- [Rows from a dataset of pages and code]:
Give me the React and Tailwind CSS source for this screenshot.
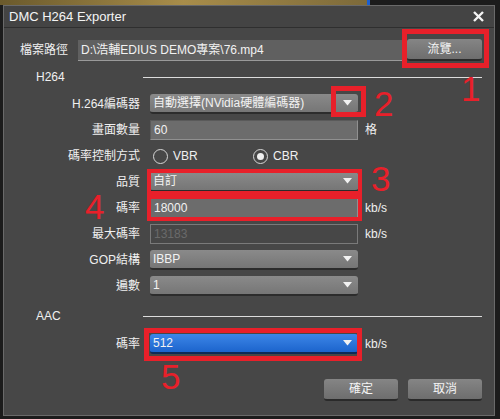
import React from 'react'

const font = { fontFamily: '"Liberation Sans", "Noto Sans CJK TC", sans-serif' }

function Arrow() {
    return (
        <svg width="9" height="6" viewBox="0 0 9 6" className="shrink-0">
            <path d="M0 0 H9 L4.5 5.5 Z" fill="#f2f2f2" />
        </svg>
    )
}

function Select({ value, blue }) {
    return (
        <div
            className={
                'w-[208px] h-[20px] rounded-[3px] flex items-center justify-between pl-[3px] pr-[6px] text-[12px] text-[#f2f2f2] border-b-2 ' +
                (blue
                    ? 'bg-gradient-to-b from-[#3c86e8] to-[#1c64cc] border-[#0d2a57]'
                    : 'bg-gradient-to-b from-[#8a8a8a] to-[#767676] border-[#2c2c2c]')
            }
        >
            <span>{value}</span>
            <Arrow />
        </div>
    )
}

function Input({ value, disabled }) {
    return (
        <div
            className={
                'w-[208px] h-[20px] flex items-center px-[3px] text-[12px] border ' +
                (disabled
                    ? 'bg-[#474747] border-[#7a7a7a] text-[#6a6a6a]'
                    : 'bg-[#6c6c6c] border-t-[#5a5a5a] border-l-[#5a5a5a] border-r-[#909090] border-b-[#909090] text-[#f2f2f2]')
            }
        >
            {value}
        </div>
    )
}

function Row({ label, children, unit }) {
    return (
        <div className="flex items-center h-[26px]">
            <div className="w-[136px] text-right text-[12px] text-[#f0f0f0]">{label}</div>
            <div className="ml-[10px]">{children}</div>
            {unit && <div className="ml-[7px] text-[12px] text-[#f0f0f0]">{unit}</div>}
        </div>
    )
}

function Section({ title }) {
    return (
        <div className="flex items-center h-[20px]">
            <div className="w-[139px] pl-[32px] text-[12px] text-[#f0f0f0]">{title}</div>
            <div className="flex-1 h-px bg-[#dcdcdc] mr-[12px]" />
        </div>
    )
}

function Radio({ label, checked }) {
    return (
        <div className="flex items-center gap-[5px] text-[12px] text-[#f0f0f0]">
            <div className="w-[15px] h-[15px] rounded-full border border-[#d6d6d6] flex items-center justify-center">
                {checked && <div className="w-[7px] h-[7px] rounded-full bg-[#f0f0f0]" />}
            </div>
            {label}
        </div>
    )
}

function Button({ children, className = '' }) {
    return (
        <div className={'h-[22px] rounded-[3px] bg-gradient-to-b from-[#858585] to-[#6e6e6e] border-b-2 border-[#2a2a2a] flex items-center justify-center text-[12px] text-[#f4f4f4] ' + className}>
            {children}
        </div>
    )
}

// big red step numbers drawn over the dialog
const mark = 'absolute text-[#e8202a] text-[35px] leading-[26px]'

export default function App() {
    return (
        <div className="relative w-[500px] h-[419px] bg-[#1c1c1c] overflow-hidden" style={font}>
            {/* background strip behind the dialog */}
            <div className="flex h-[5px]">
                <div className="w-[367px] bg-gradient-to-r from-[#6b5a2c] via-[#a88d4a] to-[#7d6a3a]" />
                <div className="w-[3px] bg-[#1b5fd0]" />
            </div>

            <div className="ml-[3px] w-[492px] h-[411px] bg-[#474747] border border-[#6a6a6a] flex flex-col">
                {/* title bar */}
                <div className="h-[22px] flex items-center justify-between pl-[5px] pr-[10px] bg-[#444444] border-b border-[#2f2f2f]">
                    <span className="text-[13px] text-[#f4f4f4]">DMC H264 Exporter</span>
                    <svg width="11" height="11" viewBox="0 0 11 11">
                        <path d="M1 1 L10 10 M10 1 L1 10" stroke="#f4f4f4" strokeWidth="2.4" />
                    </svg>
                </div>

                <div className="flex flex-col pt-[11px]">
                    {/* file path */}
                    <div className="flex items-center h-[22px] pl-[16px]">
                        <span className="w-[48px] text-[12px] text-[#f0f0f0]">檔案路徑</span>
                        <div className="ml-[10px] w-[327px] h-[21px] bg-[#606060] border-b border-[#9a9a9a] flex items-center px-[3px] text-[12px] text-[#f2f2f2]">
                            D:\浩輔EDIUS DEMO專案\76.mp4
                        </div>
                        <Button className="ml-[2px] w-[75px]">流覽...</Button>
                    </div>

                    <div className="mt-[6px]">
                        <Section title="H264" />
                    </div>

                    <div className="mt-[4px] flex flex-col">
                        <Row label="H.264編碼器">
                            <Select value="自動選擇(NVidia硬體編碼器)" />
                        </Row>
                        <Row label="畫面數量" unit="格">
                            <Input value="60" />
                        </Row>
                        <Row label="碼率控制方式">
                            <div className="flex items-center w-[208px] pl-[3px]">
                                <div className="w-[100px]">
                                    <Radio label="VBR" />
                                </div>
                                <Radio label="CBR" checked />
                            </div>
                        </Row>
                        <Row label="品質">
                            <Select value="自訂" />
                        </Row>
                        <Row label="碼率" unit="kb/s">
                            <Input value="18000" />
                        </Row>
                        <Row label="最大碼率" unit="kb/s">
                            <Input value="13183" disabled />
                        </Row>
                        <Row label="GOP結構">
                            <Select value="IBBP" />
                        </Row>
                        <Row label="遍數">
                            <Select value="1" />
                        </Row>
                    </div>

                    <div className="mt-[7px]">
                        <Section title="AAC" />
                    </div>

                    <div className="mt-[5px]">
                        <Row label="碼率" unit="kb/s">
                            <Select value="512" blue />
                        </Row>
                    </div>

                    <div className="mt-[22px] flex justify-end gap-[10px] pr-[12px]">
                        <Button className="w-[74px]">確定</Button>
                        <Button className="w-[74px]">取消</Button>
                    </div>
                </div>
            </div>

            {/* red annotations */}
            <div className="absolute left-[402px] top-[29px] w-[87px] h-[39px] border-[5px] border-[#e8202a]" />
            <div className={mark + ' left-[461px] top-[76px]'}>1</div>
            <div className="absolute left-[331px] top-[86px] w-[35px] h-[31px] border-[5px] border-[#e8202a]" />
            <div className={mark + ' left-[374px] top-[91px]'}>2</div>
            <div className="absolute left-[147px] top-[169px] w-[215px] h-[52px] border-[4px] border-[#e8202a]" />
            <div className="absolute left-[147px] top-[191px] w-[215px] h-[8px] bg-[#e8202a]" />
            <div className={mark + ' left-[371px] top-[166px]'}>3</div>
            <div className={mark + ' left-[85px] top-[194px]'}>4</div>
            <div className="absolute left-[144px] top-[328px] w-[218px] h-[33px] border-[5px] border-[#e8202a]" />
            <div className={mark + ' left-[161px] top-[364px]'}>5</div>
        </div>
    )
}
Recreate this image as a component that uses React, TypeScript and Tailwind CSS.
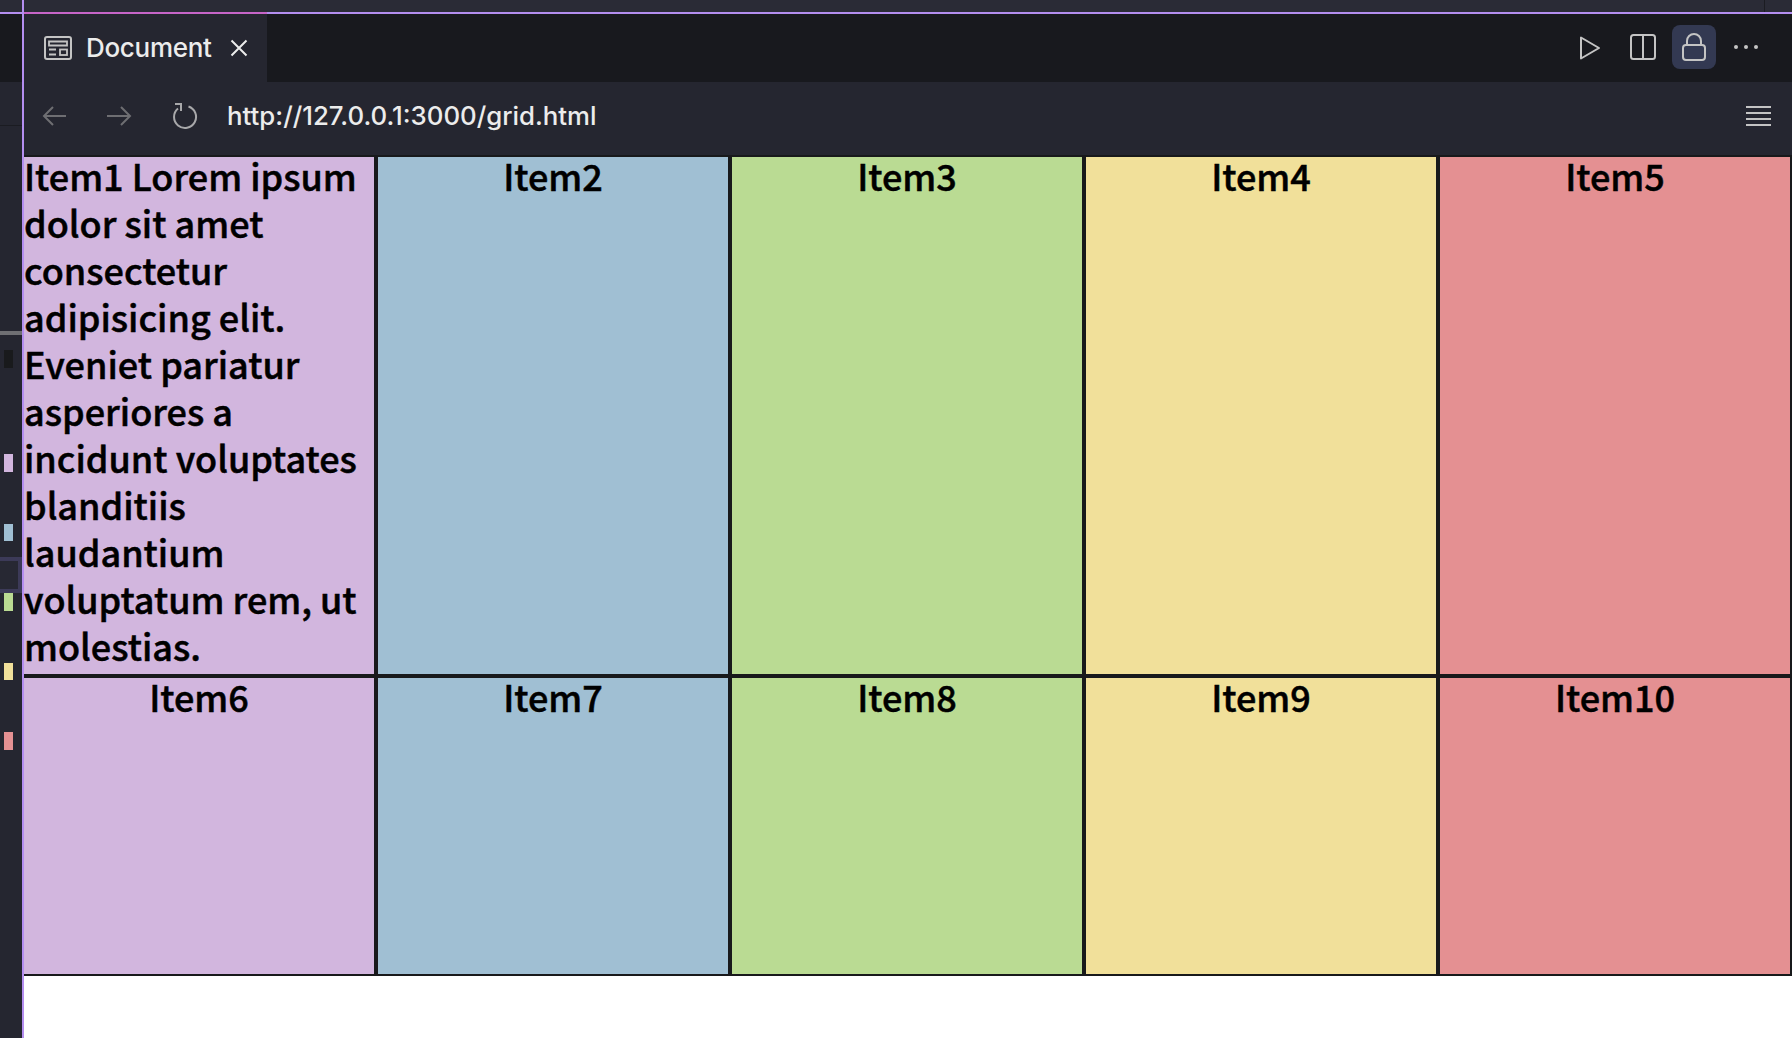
import { ReactNode } from "react";

const items = [
  { label: "Item1 Lorem ipsum dolor sit amet consectetur adipisicing elit. Eveniet pariatur asperiores a incidunt voluptates blanditiis laudantium voluptatum rem, ut molestias.", color: "bg-[#d2b6de]", left: true },
  { label: "Item2", color: "bg-[#a0bfd3]" },
  { label: "Item3", color: "bg-[#badb93]" },
  { label: "Item4", color: "bg-[#f1e09a]" },
  { label: "Item5", color: "bg-[#e49092]" },
  { label: "Item6", color: "bg-[#d2b6de]" },
  { label: "Item7", color: "bg-[#a0bfd3]" },
  { label: "Item8", color: "bg-[#badb93]" },
  { label: "Item9", color: "bg-[#f1e09a]" },
  { label: "Item10", color: "bg-[#e49092]" },
];

function Icon({ w, h, children, className }: { w: number; h: number; children: ReactNode; className?: string }) {
  return (
    <svg width={w} height={h} viewBox={`0 0 ${w} ${h}`} fill="none" stroke="currentColor" strokeWidth="2" className={className}>
      {children}
    </svg>
  );
}

function Gutter() {
  return (
    <div className="w-[22px] shrink-0 flex flex-col bg-[#252630]">
      <div className="h-[68px] bg-[#18191e]" />
      <div className="h-[44px] border-b border-[#1b1c22]" />
      <div className="mt-[205px] h-[4px] bg-[#6f6f73]" />
      <div className="mt-[15px] ml-[4px] w-[9px] h-[18px] bg-[#191a1c]" />
      <div className="mt-[86px] ml-[4px] w-[9px] h-[18px] bg-[#d2b6de]" />
      <div className="mt-[52px] ml-[4px] w-[9px] h-[17px] bg-[#a0bfd3]" />
      <div className="mt-[16px] h-[36px] border-4 border-l-0 border-[#3c3a58] bg-[#272833]" />
      <div className="ml-[4px] w-[9px] h-[18px] bg-[#badb93]" />
      <div className="mt-[52px] ml-[4px] w-[9px] h-[17px] bg-[#f1e09a]" />
      <div className="mt-[52px] ml-[4px] w-[9px] h-[18px] bg-[#e49092]" />
    </div>
  );
}

function TabBar() {
  return (
    <div className="h-[68px] shrink-0 flex items-stretch bg-[#18191e] text-[#c4c4c4]">
      <div className="w-[245px] flex items-center bg-[#252630] pl-[22px]">
        <Icon w={28} h={24}>
          <rect x="1" y="1" width="26" height="22" rx="2" />
          <path d="M5 5.500h18v4H5zM5 13.500h7M5 18.500h7" strokeWidth="1.800" />
          <rect x="16" y="13.500" width="7" height="5.500" strokeWidth="1.800" />
        </Icon>
        <span className="ml-[14px] -mt-[1px] text-[26px] font-medium text-[#ececec] font-['Inter',sans-serif] tracking-[-0.3px]">Document</span>
        <Icon w={18} h={18} className="ml-[18px] -mt-[1px] text-[#ececec]">
          <path d="M1.500 1.500l15 15M16.500 1.500l-15 15" />
        </Icon>
      </div>
      <div className="flex-1 flex items-center justify-end pr-[34px]">
        <Icon w={22} h={26}>
          <path d="M2 2.500v21l18-10.500z" strokeLinejoin="round" />
        </Icon>
        <Icon w={26} h={26} className="ml-[29px] -mt-[3px]">
          <rect x="1" y="1" width="24" height="24" rx="2.500" />
          <path d="M13 1v24" />
        </Icon>
        <div className="ml-[16px] -mt-[2px] w-[44px] h-[44px] rounded-[8px] bg-[#333952] flex items-center justify-center">
          <Icon w={24} h={28}>
            <rect x="1" y="12" width="22" height="15" rx="3" />
            <path d="M5 12V8a7 7 0 0 1 14 0v4" />
          </Icon>
        </div>
        <div className="ml-[18px] -mt-[2px] flex gap-[6px]">
          <div className="w-[4px] h-[4px] rounded-full bg-[#c4c4c4]" />
          <div className="w-[4px] h-[4px] rounded-full bg-[#c4c4c4]" />
          <div className="w-[4px] h-[4px] rounded-full bg-[#c4c4c4]" />
        </div>
      </div>
    </div>
  );
}

function UrlBar() {
  return (
    <div className="h-[73px] shrink-0 flex items-center bg-[#252630] pl-[20px] pr-[21px] pb-[6px]">
      <Icon w={24} h={22} className="text-[#6e6e72]">
        <path d="M24 11H2M11 2l-9 9 9 9" />
      </Icon>
      <Icon w={25} h={22} className="ml-[41px] text-[#6e6e72]">
        <path d="M0 11h23M14 2l9 9-9 9" />
      </Icon>
      <Icon w={26} h={28} className="ml-[40px] text-[#a8a8aa]">
        <path d="M3 2h6v7" />
        <path d="M16.500 4.500A11 11 0 1 1 6 6.500" />
      </Icon>
      <span className="ml-[29px] mt-[2px] text-[25.800px] font-medium text-[#ececec] font-['Inter',sans-serif]">http://127.0.0.1:3000/grid.html</span>
      <div className="ml-auto w-[25px] flex flex-col gap-[4px]">
        <div className="h-[2px] bg-[#c4c4c4]" />
        <div className="h-[2px] bg-[#c4c4c4]" />
        <div className="h-[2px] bg-[#c4c4c4]" />
        <div className="h-[2px] bg-[#c4c4c4]" />
      </div>
    </div>
  );
}

export default function App() {
  return (
    <div className="relative w-[1792px] h-[1038px] overflow-hidden bg-white flex flex-col">
      <div className="h-[12px] shrink-0 bg-[#2a2b36] flex justify-end pr-[27px]">
        <div className="w-[1px] bg-[#1b1c22]" />
      </div>
      <div className="h-[2px] shrink-0 bg-[#b48ef0]" />
      <div className="flex-1 flex">
        <Gutter />
        <div className="flex-1 flex flex-col min-w-0">
          <TabBar />
          <UrlBar />
          <div className="grid grid-cols-5 grid-rows-[521px_300px] font-['Noto_Sans_CJK_KR',sans-serif] font-medium text-[36px] leading-[47px] text-black [-webkit-text-stroke:0.5px_black]">
            {items.map((item) => (
              <div key={item.label} className={`border-2 border-[#18191b] ${item.color} ${item.left ? "text-left" : "text-center"}`}>
                <div className="-mt-[5px]">{item.label}</div>
              </div>
            ))}
          </div>
        </div>
      </div>
      {/* guide lines drawn over the page */}
      <div className="absolute left-[22px] top-0 bottom-0 w-[2px] bg-[#b48ef0]" />
      <div className="absolute left-[24px] top-[12px] w-[243px] h-[2px] bg-[#c765c8]" />
    </div>
  );
}
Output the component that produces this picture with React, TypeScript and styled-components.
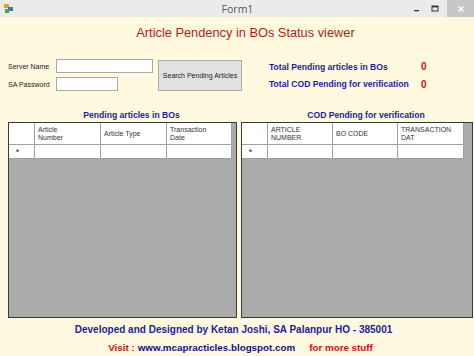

- [Set problem]: For each line of the listing that holds the word "TypeScript", show that line.

- [The output]:
Recreate this image as a component that uses React, TypeScript and Tailwind CSS.
Output the component that produces this picture with React, TypeScript and styled-components.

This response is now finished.